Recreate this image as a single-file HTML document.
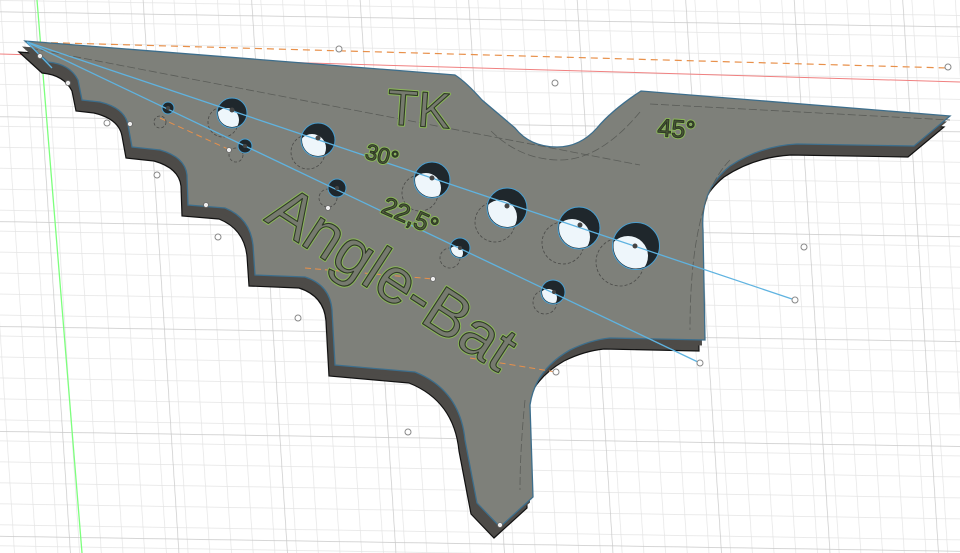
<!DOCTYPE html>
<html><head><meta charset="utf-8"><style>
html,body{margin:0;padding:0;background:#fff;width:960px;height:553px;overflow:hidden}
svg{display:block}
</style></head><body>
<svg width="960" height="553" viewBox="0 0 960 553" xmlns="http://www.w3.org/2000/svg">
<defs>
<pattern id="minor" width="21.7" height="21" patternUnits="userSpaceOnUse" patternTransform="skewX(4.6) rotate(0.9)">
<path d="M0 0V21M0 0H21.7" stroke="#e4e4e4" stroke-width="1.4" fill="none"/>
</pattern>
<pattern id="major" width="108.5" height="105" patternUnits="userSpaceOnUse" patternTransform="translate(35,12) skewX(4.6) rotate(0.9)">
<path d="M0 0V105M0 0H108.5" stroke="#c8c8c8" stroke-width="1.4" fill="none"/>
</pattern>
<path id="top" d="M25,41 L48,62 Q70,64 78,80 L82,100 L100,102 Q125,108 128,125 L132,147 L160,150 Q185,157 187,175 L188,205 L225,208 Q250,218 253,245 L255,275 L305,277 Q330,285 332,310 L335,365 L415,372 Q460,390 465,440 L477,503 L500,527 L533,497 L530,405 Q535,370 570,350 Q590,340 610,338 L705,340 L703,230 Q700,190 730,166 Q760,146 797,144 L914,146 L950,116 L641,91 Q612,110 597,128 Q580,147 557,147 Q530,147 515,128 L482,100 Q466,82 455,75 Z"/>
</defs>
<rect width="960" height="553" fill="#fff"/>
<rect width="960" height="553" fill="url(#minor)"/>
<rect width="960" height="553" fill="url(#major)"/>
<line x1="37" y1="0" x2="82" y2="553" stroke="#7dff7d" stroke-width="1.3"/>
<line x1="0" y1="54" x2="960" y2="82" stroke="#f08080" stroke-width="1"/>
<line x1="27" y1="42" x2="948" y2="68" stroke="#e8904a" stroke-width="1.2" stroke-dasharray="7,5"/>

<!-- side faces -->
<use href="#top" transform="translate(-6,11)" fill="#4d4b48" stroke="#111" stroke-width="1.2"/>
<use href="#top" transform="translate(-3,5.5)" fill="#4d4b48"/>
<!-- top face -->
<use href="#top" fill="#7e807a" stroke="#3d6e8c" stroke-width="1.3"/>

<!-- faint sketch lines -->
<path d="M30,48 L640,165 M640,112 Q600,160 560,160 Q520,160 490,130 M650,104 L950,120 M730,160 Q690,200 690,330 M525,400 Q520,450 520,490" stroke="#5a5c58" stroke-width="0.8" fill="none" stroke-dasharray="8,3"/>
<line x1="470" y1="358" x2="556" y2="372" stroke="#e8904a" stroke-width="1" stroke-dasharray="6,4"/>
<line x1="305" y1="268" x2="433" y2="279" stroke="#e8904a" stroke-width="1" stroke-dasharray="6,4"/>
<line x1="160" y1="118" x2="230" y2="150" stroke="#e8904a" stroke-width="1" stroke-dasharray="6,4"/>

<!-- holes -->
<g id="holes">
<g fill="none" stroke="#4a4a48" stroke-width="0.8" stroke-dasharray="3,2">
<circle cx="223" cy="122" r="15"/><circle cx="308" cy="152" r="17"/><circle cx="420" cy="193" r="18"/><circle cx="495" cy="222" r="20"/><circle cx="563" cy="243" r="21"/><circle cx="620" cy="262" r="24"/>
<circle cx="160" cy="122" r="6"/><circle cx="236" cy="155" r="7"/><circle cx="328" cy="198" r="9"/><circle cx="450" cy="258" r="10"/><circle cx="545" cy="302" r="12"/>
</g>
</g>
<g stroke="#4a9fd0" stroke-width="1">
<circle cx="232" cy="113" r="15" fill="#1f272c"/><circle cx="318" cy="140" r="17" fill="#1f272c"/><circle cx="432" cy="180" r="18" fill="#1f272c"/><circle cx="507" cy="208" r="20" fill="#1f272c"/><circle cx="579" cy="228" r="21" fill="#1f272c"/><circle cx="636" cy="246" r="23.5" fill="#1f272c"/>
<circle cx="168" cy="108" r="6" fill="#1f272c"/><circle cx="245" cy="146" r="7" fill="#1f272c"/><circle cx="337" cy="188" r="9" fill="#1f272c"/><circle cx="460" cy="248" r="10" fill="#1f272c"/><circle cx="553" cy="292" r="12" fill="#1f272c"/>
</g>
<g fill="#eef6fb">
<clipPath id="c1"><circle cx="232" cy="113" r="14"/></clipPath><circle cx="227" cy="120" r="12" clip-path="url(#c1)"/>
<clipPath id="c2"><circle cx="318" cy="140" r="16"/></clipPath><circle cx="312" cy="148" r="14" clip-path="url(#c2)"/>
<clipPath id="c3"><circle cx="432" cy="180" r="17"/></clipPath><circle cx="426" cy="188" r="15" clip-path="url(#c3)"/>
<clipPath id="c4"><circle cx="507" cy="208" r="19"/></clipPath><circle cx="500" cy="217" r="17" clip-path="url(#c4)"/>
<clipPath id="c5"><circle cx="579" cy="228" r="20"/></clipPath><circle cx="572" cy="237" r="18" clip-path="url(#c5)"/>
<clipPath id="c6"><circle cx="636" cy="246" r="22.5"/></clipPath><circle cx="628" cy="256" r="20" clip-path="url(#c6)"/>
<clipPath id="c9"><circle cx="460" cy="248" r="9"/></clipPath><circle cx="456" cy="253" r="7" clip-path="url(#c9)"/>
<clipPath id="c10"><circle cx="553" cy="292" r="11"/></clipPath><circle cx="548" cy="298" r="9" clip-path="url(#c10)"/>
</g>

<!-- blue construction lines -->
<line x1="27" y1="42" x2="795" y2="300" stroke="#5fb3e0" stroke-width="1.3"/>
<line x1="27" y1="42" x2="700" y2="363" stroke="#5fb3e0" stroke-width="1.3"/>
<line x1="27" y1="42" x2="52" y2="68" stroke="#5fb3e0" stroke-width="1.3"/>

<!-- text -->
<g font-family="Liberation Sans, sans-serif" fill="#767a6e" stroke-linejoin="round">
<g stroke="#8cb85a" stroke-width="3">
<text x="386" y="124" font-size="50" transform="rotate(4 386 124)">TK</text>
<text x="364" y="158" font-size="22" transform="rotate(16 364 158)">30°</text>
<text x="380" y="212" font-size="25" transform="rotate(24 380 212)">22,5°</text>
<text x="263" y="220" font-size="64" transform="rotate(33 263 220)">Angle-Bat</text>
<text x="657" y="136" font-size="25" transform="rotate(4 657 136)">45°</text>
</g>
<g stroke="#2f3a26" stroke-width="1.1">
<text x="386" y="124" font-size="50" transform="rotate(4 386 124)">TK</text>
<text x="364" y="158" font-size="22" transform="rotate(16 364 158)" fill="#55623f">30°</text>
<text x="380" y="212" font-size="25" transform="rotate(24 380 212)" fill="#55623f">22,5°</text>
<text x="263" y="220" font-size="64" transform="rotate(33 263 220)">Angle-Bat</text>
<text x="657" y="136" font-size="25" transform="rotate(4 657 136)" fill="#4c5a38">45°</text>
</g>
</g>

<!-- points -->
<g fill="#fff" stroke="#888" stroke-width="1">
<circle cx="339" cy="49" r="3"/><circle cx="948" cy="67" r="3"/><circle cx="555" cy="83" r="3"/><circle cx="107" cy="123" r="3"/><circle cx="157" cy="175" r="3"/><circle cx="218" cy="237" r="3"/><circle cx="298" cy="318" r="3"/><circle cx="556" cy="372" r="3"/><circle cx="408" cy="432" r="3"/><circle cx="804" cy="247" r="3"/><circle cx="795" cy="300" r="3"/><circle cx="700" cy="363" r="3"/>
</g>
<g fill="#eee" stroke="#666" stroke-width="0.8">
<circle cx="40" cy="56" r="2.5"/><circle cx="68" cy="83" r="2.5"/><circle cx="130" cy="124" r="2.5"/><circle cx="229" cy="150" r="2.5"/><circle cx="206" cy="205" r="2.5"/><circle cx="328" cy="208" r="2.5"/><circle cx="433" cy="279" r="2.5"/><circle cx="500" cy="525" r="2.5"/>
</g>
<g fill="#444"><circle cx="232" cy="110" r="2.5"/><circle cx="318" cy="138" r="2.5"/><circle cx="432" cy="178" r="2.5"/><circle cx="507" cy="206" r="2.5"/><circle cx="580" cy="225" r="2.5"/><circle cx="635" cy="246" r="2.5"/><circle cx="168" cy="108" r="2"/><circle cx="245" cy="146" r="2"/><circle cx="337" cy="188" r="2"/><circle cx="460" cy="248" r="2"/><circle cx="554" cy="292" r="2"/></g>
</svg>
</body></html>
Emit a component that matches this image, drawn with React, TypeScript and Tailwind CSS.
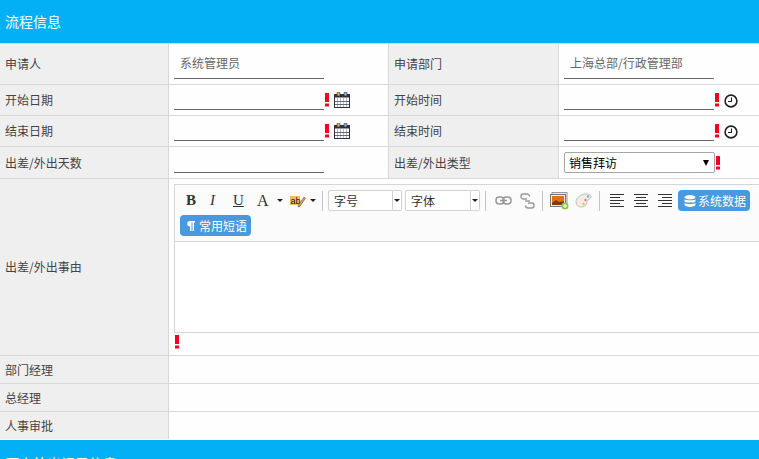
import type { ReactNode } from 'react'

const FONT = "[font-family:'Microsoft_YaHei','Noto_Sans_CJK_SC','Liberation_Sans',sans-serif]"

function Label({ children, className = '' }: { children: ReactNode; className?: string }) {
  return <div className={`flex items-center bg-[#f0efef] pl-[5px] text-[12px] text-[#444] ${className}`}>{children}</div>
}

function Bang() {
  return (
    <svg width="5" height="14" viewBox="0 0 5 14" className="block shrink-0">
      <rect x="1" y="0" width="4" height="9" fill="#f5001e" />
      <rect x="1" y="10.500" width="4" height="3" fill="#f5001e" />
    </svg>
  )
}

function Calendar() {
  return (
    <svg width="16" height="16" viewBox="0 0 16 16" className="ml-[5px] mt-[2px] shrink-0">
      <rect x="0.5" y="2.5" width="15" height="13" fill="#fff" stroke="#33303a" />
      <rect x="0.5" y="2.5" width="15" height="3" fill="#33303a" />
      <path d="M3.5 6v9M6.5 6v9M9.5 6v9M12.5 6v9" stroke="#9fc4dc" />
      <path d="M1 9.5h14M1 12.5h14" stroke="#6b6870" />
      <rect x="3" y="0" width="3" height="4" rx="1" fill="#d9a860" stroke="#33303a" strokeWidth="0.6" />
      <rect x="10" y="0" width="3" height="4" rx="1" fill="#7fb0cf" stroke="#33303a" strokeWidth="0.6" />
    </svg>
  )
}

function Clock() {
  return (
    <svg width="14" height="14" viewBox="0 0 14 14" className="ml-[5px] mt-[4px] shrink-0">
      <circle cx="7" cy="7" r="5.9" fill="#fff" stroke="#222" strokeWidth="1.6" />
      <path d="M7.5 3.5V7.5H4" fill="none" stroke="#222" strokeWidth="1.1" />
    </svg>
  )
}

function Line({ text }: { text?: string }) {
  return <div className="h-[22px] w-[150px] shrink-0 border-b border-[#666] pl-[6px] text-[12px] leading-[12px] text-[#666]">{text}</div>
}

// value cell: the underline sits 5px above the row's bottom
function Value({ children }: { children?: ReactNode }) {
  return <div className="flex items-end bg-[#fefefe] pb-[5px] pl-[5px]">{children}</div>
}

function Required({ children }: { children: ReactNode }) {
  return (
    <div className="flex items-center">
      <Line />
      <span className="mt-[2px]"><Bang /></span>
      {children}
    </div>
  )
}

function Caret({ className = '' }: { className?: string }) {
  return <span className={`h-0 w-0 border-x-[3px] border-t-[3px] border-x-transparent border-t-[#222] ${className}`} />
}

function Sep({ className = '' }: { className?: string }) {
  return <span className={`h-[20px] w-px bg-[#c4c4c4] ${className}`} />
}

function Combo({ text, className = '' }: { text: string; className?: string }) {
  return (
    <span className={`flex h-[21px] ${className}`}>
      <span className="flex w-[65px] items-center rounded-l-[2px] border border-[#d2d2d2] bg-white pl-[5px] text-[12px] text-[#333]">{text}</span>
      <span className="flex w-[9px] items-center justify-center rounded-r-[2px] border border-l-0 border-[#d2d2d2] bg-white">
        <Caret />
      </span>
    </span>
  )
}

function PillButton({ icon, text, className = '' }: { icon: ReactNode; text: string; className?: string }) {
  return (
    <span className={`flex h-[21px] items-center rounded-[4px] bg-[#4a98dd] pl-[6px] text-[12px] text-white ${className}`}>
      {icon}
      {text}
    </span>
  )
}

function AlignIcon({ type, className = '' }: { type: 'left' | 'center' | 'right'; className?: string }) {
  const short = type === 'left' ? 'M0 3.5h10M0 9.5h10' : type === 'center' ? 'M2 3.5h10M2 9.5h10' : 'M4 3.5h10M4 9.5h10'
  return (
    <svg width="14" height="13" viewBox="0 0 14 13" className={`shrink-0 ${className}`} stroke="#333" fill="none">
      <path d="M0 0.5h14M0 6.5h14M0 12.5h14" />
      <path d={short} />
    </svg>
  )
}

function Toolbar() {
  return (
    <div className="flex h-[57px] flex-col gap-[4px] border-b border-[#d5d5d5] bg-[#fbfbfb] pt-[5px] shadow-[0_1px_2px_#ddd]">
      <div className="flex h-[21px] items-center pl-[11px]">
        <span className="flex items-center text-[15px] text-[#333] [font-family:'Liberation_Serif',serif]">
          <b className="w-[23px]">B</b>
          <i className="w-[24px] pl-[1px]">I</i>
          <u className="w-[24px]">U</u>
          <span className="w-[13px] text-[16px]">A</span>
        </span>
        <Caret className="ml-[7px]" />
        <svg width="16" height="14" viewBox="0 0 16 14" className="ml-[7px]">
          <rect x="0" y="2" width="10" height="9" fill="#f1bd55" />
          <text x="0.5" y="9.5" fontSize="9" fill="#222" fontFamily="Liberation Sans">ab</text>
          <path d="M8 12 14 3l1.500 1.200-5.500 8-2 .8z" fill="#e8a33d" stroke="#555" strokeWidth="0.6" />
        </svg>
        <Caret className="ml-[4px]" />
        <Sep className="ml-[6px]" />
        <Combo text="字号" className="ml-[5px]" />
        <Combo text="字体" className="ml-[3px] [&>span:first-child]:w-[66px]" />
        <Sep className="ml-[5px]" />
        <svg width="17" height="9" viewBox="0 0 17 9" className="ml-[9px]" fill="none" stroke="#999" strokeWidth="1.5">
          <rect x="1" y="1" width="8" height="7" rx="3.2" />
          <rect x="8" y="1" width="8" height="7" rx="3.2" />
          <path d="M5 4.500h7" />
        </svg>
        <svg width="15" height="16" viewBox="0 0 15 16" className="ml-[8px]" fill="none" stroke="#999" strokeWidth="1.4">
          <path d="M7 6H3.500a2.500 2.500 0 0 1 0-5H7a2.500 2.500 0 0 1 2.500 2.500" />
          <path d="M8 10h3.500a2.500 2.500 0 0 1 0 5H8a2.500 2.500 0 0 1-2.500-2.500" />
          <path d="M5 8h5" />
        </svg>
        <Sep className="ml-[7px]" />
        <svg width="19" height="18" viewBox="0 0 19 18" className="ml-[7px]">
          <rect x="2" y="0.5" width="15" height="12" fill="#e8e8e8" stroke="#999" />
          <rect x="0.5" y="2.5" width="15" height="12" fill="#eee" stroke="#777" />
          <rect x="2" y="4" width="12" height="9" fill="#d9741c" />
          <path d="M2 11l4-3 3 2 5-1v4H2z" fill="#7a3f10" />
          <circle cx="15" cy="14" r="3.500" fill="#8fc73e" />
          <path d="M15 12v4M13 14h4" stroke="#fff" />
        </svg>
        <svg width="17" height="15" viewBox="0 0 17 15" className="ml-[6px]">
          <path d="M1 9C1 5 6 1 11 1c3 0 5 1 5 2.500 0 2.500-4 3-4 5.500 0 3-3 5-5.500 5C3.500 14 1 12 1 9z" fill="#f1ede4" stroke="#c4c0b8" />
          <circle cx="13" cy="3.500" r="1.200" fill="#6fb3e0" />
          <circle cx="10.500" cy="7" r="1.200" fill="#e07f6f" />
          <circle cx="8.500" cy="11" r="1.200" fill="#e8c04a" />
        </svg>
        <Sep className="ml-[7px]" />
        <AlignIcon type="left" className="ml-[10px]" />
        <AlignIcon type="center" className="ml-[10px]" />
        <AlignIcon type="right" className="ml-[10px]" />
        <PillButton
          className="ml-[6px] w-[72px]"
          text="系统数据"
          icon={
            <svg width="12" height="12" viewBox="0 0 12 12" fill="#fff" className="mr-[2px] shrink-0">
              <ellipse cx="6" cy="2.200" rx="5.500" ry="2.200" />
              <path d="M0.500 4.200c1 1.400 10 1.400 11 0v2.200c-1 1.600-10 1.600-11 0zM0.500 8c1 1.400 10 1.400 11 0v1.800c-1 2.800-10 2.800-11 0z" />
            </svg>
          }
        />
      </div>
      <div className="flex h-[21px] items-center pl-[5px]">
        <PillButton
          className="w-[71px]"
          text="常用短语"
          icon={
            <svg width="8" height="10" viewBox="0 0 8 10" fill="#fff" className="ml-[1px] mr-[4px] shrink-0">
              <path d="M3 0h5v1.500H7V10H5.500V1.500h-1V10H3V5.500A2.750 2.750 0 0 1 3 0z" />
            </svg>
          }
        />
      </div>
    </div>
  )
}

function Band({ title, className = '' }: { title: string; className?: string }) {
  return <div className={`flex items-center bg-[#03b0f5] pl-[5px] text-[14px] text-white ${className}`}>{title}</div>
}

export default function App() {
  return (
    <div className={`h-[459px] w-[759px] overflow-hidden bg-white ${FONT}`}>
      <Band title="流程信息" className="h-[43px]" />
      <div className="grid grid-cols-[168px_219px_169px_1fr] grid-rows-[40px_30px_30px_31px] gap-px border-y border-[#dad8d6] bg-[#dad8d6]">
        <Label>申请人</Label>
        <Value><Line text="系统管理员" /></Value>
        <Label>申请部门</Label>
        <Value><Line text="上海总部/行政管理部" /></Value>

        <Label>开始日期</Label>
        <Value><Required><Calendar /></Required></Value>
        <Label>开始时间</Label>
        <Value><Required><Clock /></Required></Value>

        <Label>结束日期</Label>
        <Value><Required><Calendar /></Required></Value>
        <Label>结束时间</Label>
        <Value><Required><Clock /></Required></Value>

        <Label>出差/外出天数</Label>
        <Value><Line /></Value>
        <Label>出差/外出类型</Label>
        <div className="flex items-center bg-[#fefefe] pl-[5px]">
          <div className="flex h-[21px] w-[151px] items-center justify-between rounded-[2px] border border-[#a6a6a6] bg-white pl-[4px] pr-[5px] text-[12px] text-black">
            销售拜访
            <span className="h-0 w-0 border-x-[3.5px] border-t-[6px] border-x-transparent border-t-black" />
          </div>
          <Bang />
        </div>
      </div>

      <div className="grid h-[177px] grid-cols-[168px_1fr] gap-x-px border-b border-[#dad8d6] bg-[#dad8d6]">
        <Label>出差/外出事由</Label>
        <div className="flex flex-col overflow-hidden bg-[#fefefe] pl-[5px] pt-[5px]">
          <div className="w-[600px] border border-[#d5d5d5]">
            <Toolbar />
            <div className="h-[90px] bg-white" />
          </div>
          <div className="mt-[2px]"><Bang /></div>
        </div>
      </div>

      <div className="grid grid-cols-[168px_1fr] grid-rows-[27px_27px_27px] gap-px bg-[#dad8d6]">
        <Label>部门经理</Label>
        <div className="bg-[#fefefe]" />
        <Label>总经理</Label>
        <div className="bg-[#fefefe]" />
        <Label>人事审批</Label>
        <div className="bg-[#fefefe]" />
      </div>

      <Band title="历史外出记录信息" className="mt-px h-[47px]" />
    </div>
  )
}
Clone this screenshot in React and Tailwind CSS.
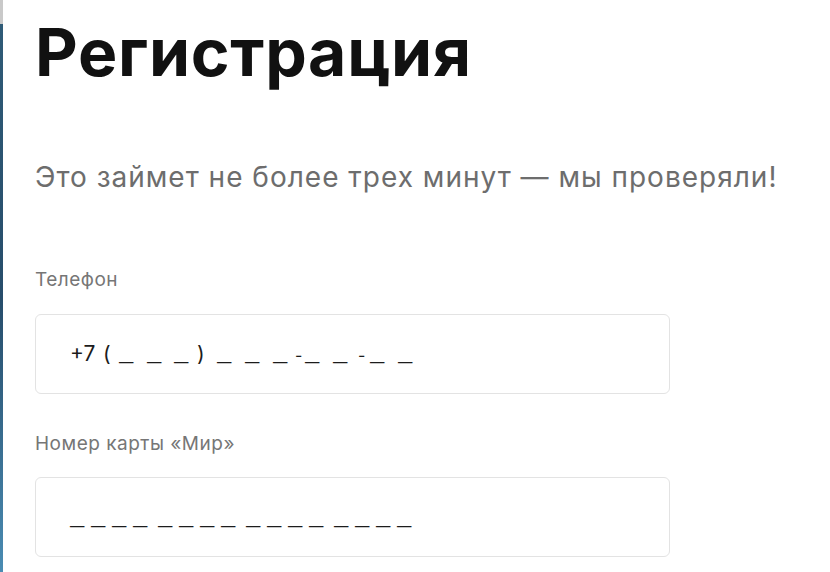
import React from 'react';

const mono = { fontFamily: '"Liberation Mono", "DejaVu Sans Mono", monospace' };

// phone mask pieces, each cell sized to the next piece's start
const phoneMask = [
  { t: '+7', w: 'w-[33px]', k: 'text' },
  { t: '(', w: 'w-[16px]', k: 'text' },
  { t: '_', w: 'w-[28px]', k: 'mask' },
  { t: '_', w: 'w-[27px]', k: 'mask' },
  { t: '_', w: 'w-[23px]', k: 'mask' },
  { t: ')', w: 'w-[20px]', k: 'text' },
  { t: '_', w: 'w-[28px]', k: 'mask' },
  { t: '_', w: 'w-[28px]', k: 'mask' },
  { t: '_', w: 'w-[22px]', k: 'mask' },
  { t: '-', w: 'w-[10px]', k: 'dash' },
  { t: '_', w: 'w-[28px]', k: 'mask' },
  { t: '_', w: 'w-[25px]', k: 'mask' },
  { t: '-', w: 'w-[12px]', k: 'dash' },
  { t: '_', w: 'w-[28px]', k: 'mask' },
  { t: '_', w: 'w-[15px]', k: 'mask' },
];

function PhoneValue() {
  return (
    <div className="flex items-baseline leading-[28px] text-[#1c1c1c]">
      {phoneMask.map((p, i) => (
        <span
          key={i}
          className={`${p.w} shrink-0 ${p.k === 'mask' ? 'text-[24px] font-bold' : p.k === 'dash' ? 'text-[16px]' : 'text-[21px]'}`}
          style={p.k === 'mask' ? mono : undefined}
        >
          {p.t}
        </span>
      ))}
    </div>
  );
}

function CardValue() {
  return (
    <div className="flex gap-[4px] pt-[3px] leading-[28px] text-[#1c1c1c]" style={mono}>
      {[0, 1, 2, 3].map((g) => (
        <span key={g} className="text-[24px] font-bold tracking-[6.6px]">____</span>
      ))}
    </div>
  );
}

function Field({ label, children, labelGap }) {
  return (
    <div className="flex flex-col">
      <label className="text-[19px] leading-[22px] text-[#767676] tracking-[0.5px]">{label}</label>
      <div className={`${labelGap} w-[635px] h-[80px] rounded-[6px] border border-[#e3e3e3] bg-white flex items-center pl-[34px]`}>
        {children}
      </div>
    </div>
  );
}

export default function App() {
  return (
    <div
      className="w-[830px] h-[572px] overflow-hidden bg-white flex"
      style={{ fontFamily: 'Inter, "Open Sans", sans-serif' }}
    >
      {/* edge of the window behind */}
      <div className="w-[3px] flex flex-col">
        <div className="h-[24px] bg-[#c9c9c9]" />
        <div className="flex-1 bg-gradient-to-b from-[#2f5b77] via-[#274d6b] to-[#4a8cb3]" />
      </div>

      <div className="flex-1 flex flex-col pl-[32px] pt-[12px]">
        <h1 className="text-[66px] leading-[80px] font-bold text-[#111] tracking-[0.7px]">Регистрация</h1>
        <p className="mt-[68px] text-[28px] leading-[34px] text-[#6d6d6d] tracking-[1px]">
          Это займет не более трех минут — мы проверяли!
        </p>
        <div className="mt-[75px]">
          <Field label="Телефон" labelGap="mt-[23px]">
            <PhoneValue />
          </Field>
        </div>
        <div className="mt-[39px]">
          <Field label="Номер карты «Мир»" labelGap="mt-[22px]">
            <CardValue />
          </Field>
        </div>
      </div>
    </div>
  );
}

# WORK TO COMPLETE
Copy each line from the data above that includes "image".

# TASK SOLUTION
Recreate this image as a single-file HTML document.
Emit a component that matches this image, drawn with React, TypeScript and Tailwind CSS.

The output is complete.